(Description of the task) In the copy, include every entry exactly but none of the images.

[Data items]

START

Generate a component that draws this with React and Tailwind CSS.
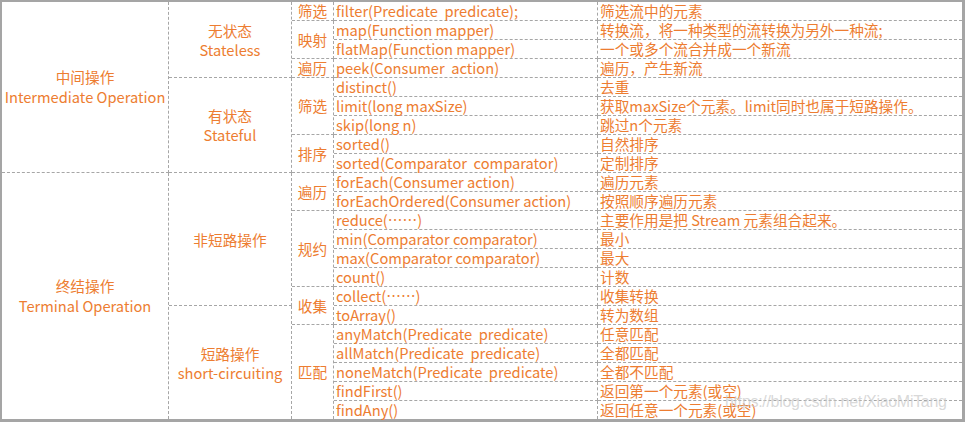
import React from "react";

// every cell carries its own grid placement, written out so Tailwind picks it up
const ops = [
  { zh: "中间操作", en: "Intermediate Operation", area: "row-start-1 row-span-9 border-b" },
  { zh: "终结操作", en: "Terminal Operation", area: "row-start-10 row-span-13" },
];

const kinds = [
  { zh: "无状态", en: "Stateless", area: "row-start-1 row-span-4 border-b" },
  { zh: "有状态", en: "Stateful", area: "row-start-5 row-span-5 border-b" },
  { zh: "非短路操作", en: "", area: "row-start-10 row-span-7 border-b" },
  { zh: "短路操作", en: "short-circuiting", area: "row-start-17 row-span-6" },
];

const groups = [
  { name: "筛选", area: "row-start-1 row-span-1 border-b" },
  { name: "映射", area: "row-start-2 row-span-2 border-b" },
  { name: "遍历", area: "row-start-4 row-span-1 border-b" },
  { name: "筛选", area: "row-start-5 row-span-3 border-b" },
  { name: "排序", area: "row-start-8 row-span-2 border-b" },
  { name: "遍历", area: "row-start-10 row-span-2 border-b" },
  { name: "规约", area: "row-start-12 row-span-4 border-b" },
  { name: "收集", area: "row-start-16 row-span-2 border-b" },
  { name: "匹配", area: "row-start-18 row-span-5" },
];

const rows = [
  ["filter(Predicate  predicate);", "筛选流中的元素"],
  ["map(Function mapper)", "转换流，将一种类型的流转换为另外一种流;"],
  ["flatMap(Function mapper)", "一个或多个流合并成一个新流"],
  ["peek(Consumer  action)", "遍历，产生新流"],
  ["distinct()", "去重"],
  ["limit(long maxSize)", "获取maxSize个元素。limit同时也属于短路操作。"],
  ["skip(long n)", "跳过n个元素"],
  ["sorted()", "自然排序"],
  ["sorted(Comparator  comparator)", "定制排序"],
  ["forEach(Consumer action)", "遍历元素"],
  ["forEachOrdered(Consumer action)", "按照顺序遍历元素"],
  ["reduce(……)", "主要作用是把 Stream 元素组合起来。"],
  ["min(Comparator comparator)", "最小"],
  ["max(Comparator comparator)", "最大"],
  ["count()", "计数"],
  ["collect(……)", "收集转换"],
  ["toArray()", "转为数组"],
  ["anyMatch(Predicate  predicate)", "任意匹配"],
  ["allMatch(Predicate  predicate)", "全都匹配"],
  ["noneMatch(Predicate  predicate)", "全都不匹配"],
  ["findFirst()", "返回第一个元素(或空)"],
  ["findAny()", "返回任意一个元素(或空)"],
];

const line = "border-dashed border-[#a6a6a6]";

const App = () => {
  return (
    <div
      lang="zh-CN"
      className="relative w-[965px] h-[422px] bg-white text-[#ED7D31] text-[14.67px] font-['Noto_Sans_CJK_SC','Noto_Sans',sans-serif]"
    >
      <div className="h-[422px] border-t-2 border-l-2 border-r-[3px] border-b-[3px] border-[#a5a5a5]">
        <div className="grid grid-flow-row grid-cols-[167px_123px_42px_264px_364px] grid-rows-[repeat(21,19px)_18px]">
          {ops.map((op) => (
            <div
              key={op.en}
              className={`col-start-1 ${op.area} flex flex-col items-center justify-center leading-[20px] border-r ${line}`}
            >
              <span>{op.zh}</span>
              <span>{op.en}</span>
            </div>
          ))}
          {kinds.map((k) => (
            <div
              key={k.zh}
              className={`col-start-2 ${k.area} flex flex-col items-center justify-center leading-[19px] border-r ${line}`}
            >
              <span>{k.zh}</span>
              {k.en && <span>{k.en}</span>}
            </div>
          ))}
          {groups.map((g) => (
            <div
              key={g.area}
              className={`col-start-3 ${g.area} flex items-center justify-center leading-[18px] border-r ${line}`}
            >
              {g.name}
            </div>
          ))}
          {rows.map(([method, desc], i) => (
            <React.Fragment key={i}>
              <div
                className={`col-start-4 flex items-center pl-[2px] leading-[18px] whitespace-pre border-r ${line} ${i === 21 ? "" : "border-b"}`}
              >
                {method}
              </div>
              <div
                className={`col-start-5 flex items-center pl-[2px] leading-[18px] whitespace-pre ${line} ${i === 21 ? "" : "border-b"}`}
              >
                {desc}
              </div>
            </React.Fragment>
          ))}
        </div>
      </div>
      <div className="absolute left-[725px] top-[390px] text-[16px] tracking-[-0.3px] text-[#c8c8c8]/70 whitespace-nowrap font-['Liberation_Sans',sans-serif] pointer-events-none">
        https://blog.csdn.net/XiaoMiTang
      </div>
    </div>
  );
};

export default App;
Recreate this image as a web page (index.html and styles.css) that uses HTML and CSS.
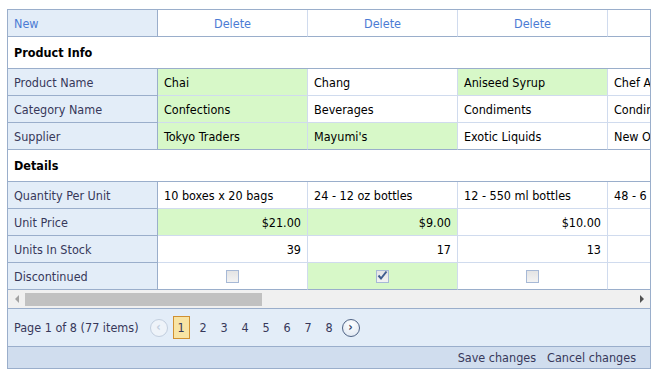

END

(Response to this task)
Generate a component that draws this with React and Tailwind CSS.
import React from "react";

// every cell carries its own grid placement, written out so Tailwind picks it up
const ops = [
  { zh: "中间操作", en: "Intermediate Operation", area: "row-start-1 row-span-9 border-b" },
  { zh: "终结操作", en: "Terminal Operation", area: "row-start-10 row-span-13" },
];

const kinds = [
  { zh: "无状态", en: "Stateless", area: "row-start-1 row-span-4 border-b" },
  { zh: "有状态", en: "Stateful", area: "row-start-5 row-span-5 border-b" },
  { zh: "非短路操作", en: "", area: "row-start-10 row-span-7 border-b" },
  { zh: "短路操作", en: "short-circuiting", area: "row-start-17 row-span-6" },
];

const groups = [
  { name: "筛选", area: "row-start-1 row-span-1 border-b" },
  { name: "映射", area: "row-start-2 row-span-2 border-b" },
  { name: "遍历", area: "row-start-4 row-span-1 border-b" },
  { name: "筛选", area: "row-start-5 row-span-3 border-b" },
  { name: "排序", area: "row-start-8 row-span-2 border-b" },
  { name: "遍历", area: "row-start-10 row-span-2 border-b" },
  { name: "规约", area: "row-start-12 row-span-4 border-b" },
  { name: "收集", area: "row-start-16 row-span-2 border-b" },
  { name: "匹配", area: "row-start-18 row-span-5" },
];

const rows = [
  ["filter(Predicate  predicate);", "筛选流中的元素"],
  ["map(Function mapper)", "转换流，将一种类型的流转换为另外一种流;"],
  ["flatMap(Function mapper)", "一个或多个流合并成一个新流"],
  ["peek(Consumer  action)", "遍历，产生新流"],
  ["distinct()", "去重"],
  ["limit(long maxSize)", "获取maxSize个元素。limit同时也属于短路操作。"],
  ["skip(long n)", "跳过n个元素"],
  ["sorted()", "自然排序"],
  ["sorted(Comparator  comparator)", "定制排序"],
  ["forEach(Consumer action)", "遍历元素"],
  ["forEachOrdered(Consumer action)", "按照顺序遍历元素"],
  ["reduce(……)", "主要作用是把 Stream 元素组合起来。"],
  ["min(Comparator comparator)", "最小"],
  ["max(Comparator comparator)", "最大"],
  ["count()", "计数"],
  ["collect(……)", "收集转换"],
  ["toArray()", "转为数组"],
  ["anyMatch(Predicate  predicate)", "任意匹配"],
  ["allMatch(Predicate  predicate)", "全都匹配"],
  ["noneMatch(Predicate  predicate)", "全都不匹配"],
  ["findFirst()", "返回第一个元素(或空)"],
  ["findAny()", "返回任意一个元素(或空)"],
];

const line = "border-dashed border-[#a6a6a6]";

const App = () => {
  return (
    <div
      lang="zh-CN"
      className="relative w-[965px] h-[422px] bg-white text-[#ED7D31] text-[14.67px] font-['Noto_Sans_CJK_SC','Noto_Sans',sans-serif]"
    >
      <div className="h-[422px] border-t-2 border-l-2 border-r-[3px] border-b-[3px] border-[#a5a5a5]">
        <div className="grid grid-flow-row grid-cols-[167px_123px_42px_264px_364px] grid-rows-[repeat(21,19px)_18px]">
          {ops.map((op) => (
            <div
              key={op.en}
              className={`col-start-1 ${op.area} flex flex-col items-center justify-center leading-[20px] border-r ${line}`}
            >
              <span>{op.zh}</span>
              <span>{op.en}</span>
            </div>
          ))}
          {kinds.map((k) => (
            <div
              key={k.zh}
              className={`col-start-2 ${k.area} flex flex-col items-center justify-center leading-[19px] border-r ${line}`}
            >
              <span>{k.zh}</span>
              {k.en && <span>{k.en}</span>}
            </div>
          ))}
          {groups.map((g) => (
            <div
              key={g.area}
              className={`col-start-3 ${g.area} flex items-center justify-center leading-[18px] border-r ${line}`}
            >
              {g.name}
            </div>
          ))}
          {rows.map(([method, desc], i) => (
            <React.Fragment key={i}>
              <div
                className={`col-start-4 flex items-center pl-[2px] leading-[18px] whitespace-pre border-r ${line} ${i === 21 ? "" : "border-b"}`}
              >
                {method}
              </div>
              <div
                className={`col-start-5 flex items-center pl-[2px] leading-[18px] whitespace-pre ${line} ${i === 21 ? "" : "border-b"}`}
              >
                {desc}
              </div>
            </React.Fragment>
          ))}
        </div>
      </div>
      <div className="absolute left-[725px] top-[390px] text-[16px] tracking-[-0.3px] text-[#c8c8c8]/70 whitespace-nowrap font-['Liberation_Sans',sans-serif] pointer-events-none">
        https://blog.csdn.net/XiaoMiTang
      </div>
    </div>
  );
};

export default App;
Recreate this image as a web page (index.html and styles.css) that uses HTML and CSS.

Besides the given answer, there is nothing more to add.